May 12, 2013 | Music

ELVIS AT STAX: DELUXE EDITION CHRONICLES 40th ANNIVERSARY OF HISTORIC HOMETOWN STUDIO SESSIONS OF JULY AND DECEMBER 1973

DELUXE 3-CD BOX SET MARKS FIRST GATHERING OF 28 MASTERS AND 27 OUTTAKES IN ONE COMPREHENSIVE PACKAGE

Master recordings at Stax Studios in Memphis include 1973-1975 RCA single sides: Mark James’ “Raised On Rock,” Tony Joe White’s “I’ve Got A Thing About You Baby,” Chuck Berry’s “Promised Land,” Larry Gatlin’s “Help Me,” plus Dennis Linde's "I Got A Feelin' In My Body," Danny O’Keefe’s “Good Time Charlie’s Got The Blues,” Waylon Jennings’ “You Asked Me To,”and more

Available everywhere through RCA/Legacy on August 6, 2013

The last major studio sessions in the career of Elvis Presley have finally been gathered together for the first time in one comprehensive package as ELVIS AT STAX: DELUXE EDITION. The deluxe 3-CD box set, a 40th anniversary chronicle of a dozen nights that Presley spent at Stax Recording Studios in his hometown of Memphis in July and December 1973, will be available everywhere August 6, 2013 through RCA/Legacy, a division of SONY MUSIC ENTERTAINMENT. The box set arrives in stores ten days before the anniversary of Presley's death on August 16, 1977.

Released simultaneously will be a single CD of highlights from the box set simply titled ELVIS AT STAX, and a 180-gram, double-vinyl LP.

ELVIS AT STAX: DELUXE EDITION bristles with energy and dynamism.
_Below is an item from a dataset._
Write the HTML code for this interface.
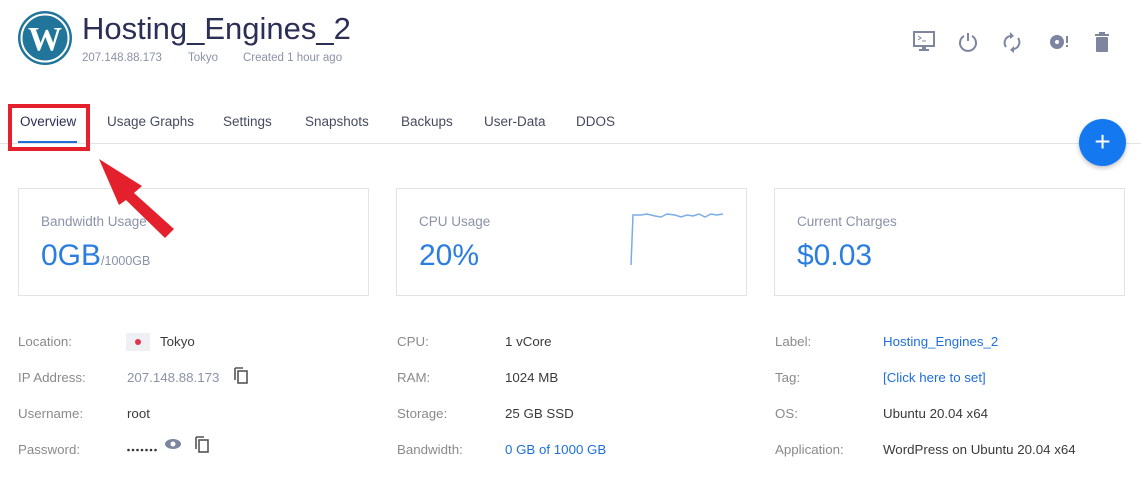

The proof is in the six consecutive singles that the Stax sessions produced, all of which skirted the Top 40 from 1973 to 1975. In effect, they rivaled some of the hottest streaks that Presley had charted a decade earlier. The Stax singles still resonate today:
•“Raised On Rock” b/w “For Ol’ Time Sake” (Hot 100 #41, country #42);
•“I’ve Got A Thing About You Baby” b/w “Take Good Care Of Her” (Hot 100 #39, country #4);
•“Promised Land” b/w “It’s Midnight” (Hot 100 #14, country #9);
•“If You Talk In Your Sleep” b/w “Help Me” (Hot 100 #17, country #6);
•“My Boy” b/w “Thinking About You” (Hot 100 #20, country #14); and
•“Mr. Songman” (B-side of “T-R-O-U-B-L-E,” Hot 100 #35, country #11).

"I Got A Feelin' In My Body" (recorded at Stax, catalog RCA PB-11679), was reissued as a posthumous single by RCA Records in 1979.

The historical significance of Presley’s work at Stax is appreciated by such music scholars as Peter Guralnick, the award-winning author of Last Train to Memphis: The Rise of Elvis Presley (1994) and Careless Love: The Unmaking of Elvis Presley (1999); and producer Ernst Mikael Jørgensen, respected director of RCA’s Presley catalog for over two decades, and author of the critical research guide, Elvis Presley: A Life In Music (St. Martin’s Press, 1998).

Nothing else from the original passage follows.